Ma il gattopardismo non è solo siciliano, è salito su su fino a contaminare l’intera penisola. Ed ai nostri tempi ha raggiunto una evidenza clamorosa per alcuni suoi caratteri fin qui inconsueti. In altri tempi la navigazione trasmigratrice era più cauta perché avveniva fra porti abbastanza vicini, o si spezzava in più tappe mitigando lo strappo dal lido originario, o rispondeva, appunto con Depretis, ad una prassi istituzionale condivisa. Oggi invece la trasmigrazione ha acquisito connotati di arditezza vertiginosa ed è stata intrapresa da una ciurma compatta e persino egemone. Giuliano Ferrara, Sandro Bondi, Ferdinando Adornato, Paolo Guzzanti, Renzo Foa, Fabrizio Cicchitto: erano tutti comunisti o, quanto a Cicchitto, socialista lombardiano, ed ora li ritroviamo con ruoli importanti ed influenti in Forza Italia, alla corte di Berlusconi. Ebbene, "seguir virtute e conoscenza" è un nobile impulso della natura umana. E per questo incontenibile anelito di esplorazione il navigare è un mezzo eccellente, da Ulisse a Cristoforo Colombo. Ma per il nostro equipaggio, conoscendo l’identikit dell’armatore, l’ingaggio ha tutti i crismi di una operazione di mercato.
Quanto ai santi, persino Karol Wojtyla, pur essendo polacco, ha risentito dell’ambiente in cui vive da venticinque anni. Tra beati e santi ne ha annunciati qualche migliaio, tanto che comincio a covare la speranza di finire anch’io sul calendario.
Ma sono i santi laici che in queste settimane hanno dominato la scena. Giulio Andreotti, che pure ha i tratti del cardinale di curia, era anche amico di Lima, di Ciancimino, dei fratelli Salvo, tutti noti mafiosi. Qualche pentito ha anche sparlato di lui. Per averne l’appoggio elettorale pareva che avesse fatto qualche favore alla mafia, la quale, per un eccesso di zelo, avrebbe ricambiato il favore eliminando Pecorelli. Solo ipotesi, che però se fondate sarebbero state assai gravi. Poteva la magistratura inquirente chiudere gli occhi ed insabbiare tutto? No certo, posto che le ipotesi apparivano verosimili. La lunga indagine e gli interminabili processi sono finiti bene per l’eminente politico, anche se con qualche ombra, perché fino al 1981 lo ha salvato la prescrizione. Comunque i processi non si fanno solo per condannare ma anche per assolvere, e così è andata. Tutti a genuflettersi innanzi al divo Giulio per lo scampato pericolo, a lamentare il supplizio inflittogli, a cantare le sue lodi, insomma a santificarlo.
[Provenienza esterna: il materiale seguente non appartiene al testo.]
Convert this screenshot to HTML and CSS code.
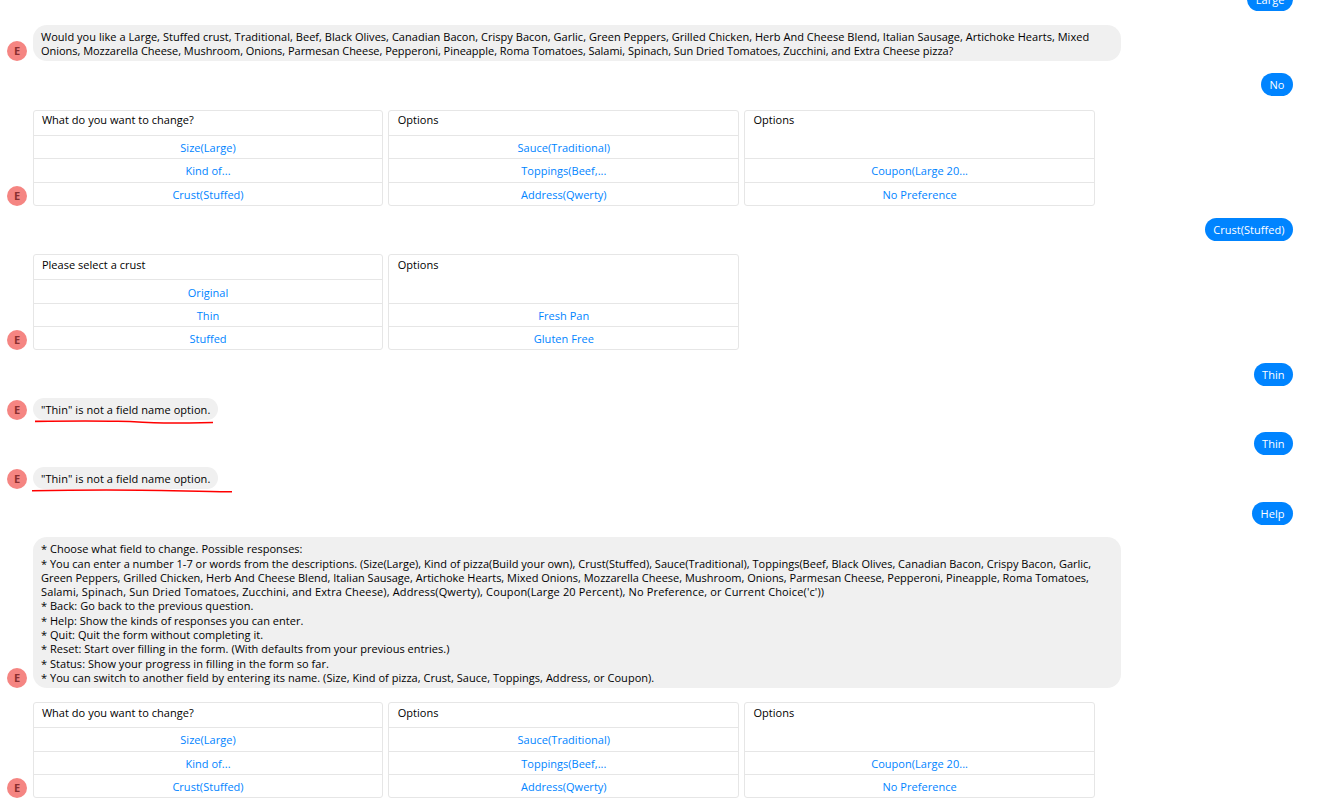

Così Gianfranco Fini che, dopo aver frequentato in questi ultimi tempi l’Europa, si è reso conto che le ascendenze fasciste di AN erano proprio impresentabili. Ed a Gerusalemme ha scoperto l’acqua calda, si è dichiarato antifascista. Meglio tardi che mai, d’accordo. Ma da qui a farne uno statista, a decantarne il coraggio, a consacrarlo nuovo leader di una destra decente, insomma a santificarlo, ci corre. Eppure questo sta accadendo.
Se bastasse così poco avrebbe ragione Previti a giubilare per essere stato condannato, dopo i primi 11 anni, soltanto ad altri cinque anni di galera. Ed infatti anche lui ha recitato la parte del santo martire, ottenendo i calorosi complimenti del suo augusto cliente. Sono sentenze di primo grado e quindi è ancora possibile che la divina o l’umana provvidenza finiscano in un modo o nell’altro per graziarlo.
Se ciò avverrà, anche al nostro piccolo Cesare sarà garantita una pallida aureola di santità.